Les cordes basses utilisées à l’époque de John Dowland (1562-1626) étaient en boyau nu d’un diamètre considérable. Elles étaient beaucoup plus sourdes que les cordes filées, espacées ou serrées, qui leur succédèrent et nécessitaient le soutien d’une corde d’octave. Leur découvrir un certain attrait représenterait un véritable défi pour le public d’un récital de luth aujourd’hui.
En généralisant, on peut affirmer que, par rapport aux cordes modernes, les cordes pour luths historiques produisait plus de fondamentales, c’est-à-dire qu’elles étaient moins pointues dans l’aigu et, lorsqu’elles étaient à filetage espacé, plus riches en harmoniques et donc plus claires dans les basses.

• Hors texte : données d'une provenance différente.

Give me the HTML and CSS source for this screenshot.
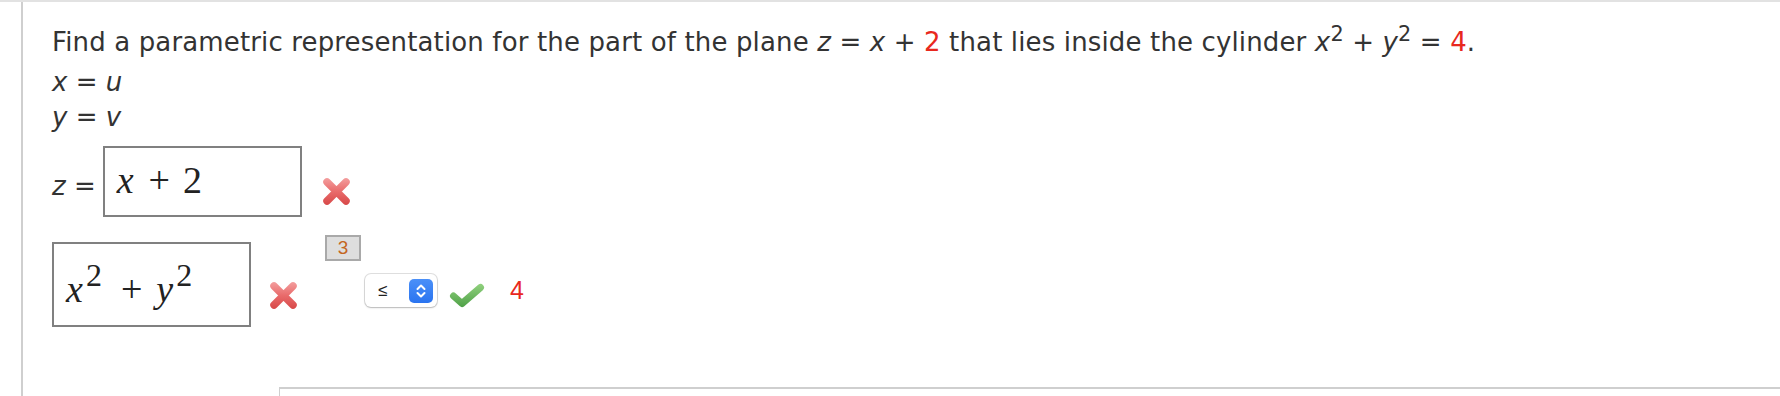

Pour les guitaristes, il peut être intéressant de constater que le caractère sombre du timbre de la guitare espagnole était légèrement différent autrefois, en raison des matériaux utilisés pour la constitution des cordes. Les cordes en boyau plus claires se différenciaient davantage des basses que les cordes en nylon actuelles, tandis que les basses avec leur âme en soie naturelle sonnaient de manière plus courte que les basses modernes avec âme de nylon.3
1 Sur certains enregistrements de musique baroque, interprétée sur des guitares modernes équipées de cordes basses supplémentaires, le degré de fusion entre les voix graves et aiguës est si faible (en raison des basses sourdes et pauvres en harmoniques) que l’on pourrait légitimement souhaiter le retour des cordes d’octave des anciens luths pour le registre grave.
2 La rectification mécanique des cordes en boyau fut introduite en Angleterre vers 1900. Des voix critiques firent alors remarquer que la durabilité et le son de la corde en pâtiraient. La situation antérieure n’était pas non plus très confortable : le joueur achetait une corde d’un tirant livrée en paquet dont il extrayait les longueurs qui lui paraissaient pouvoir être justes. Ceci rappelle les sempiternelles complaintes jusqu’au XIXe siècle au sujet de la fausseté des cordes en boyau.
3 Pour s’en convaincre, il suffit d’écouter les vieux enregistrements de Miguel Llobet (1878-1938).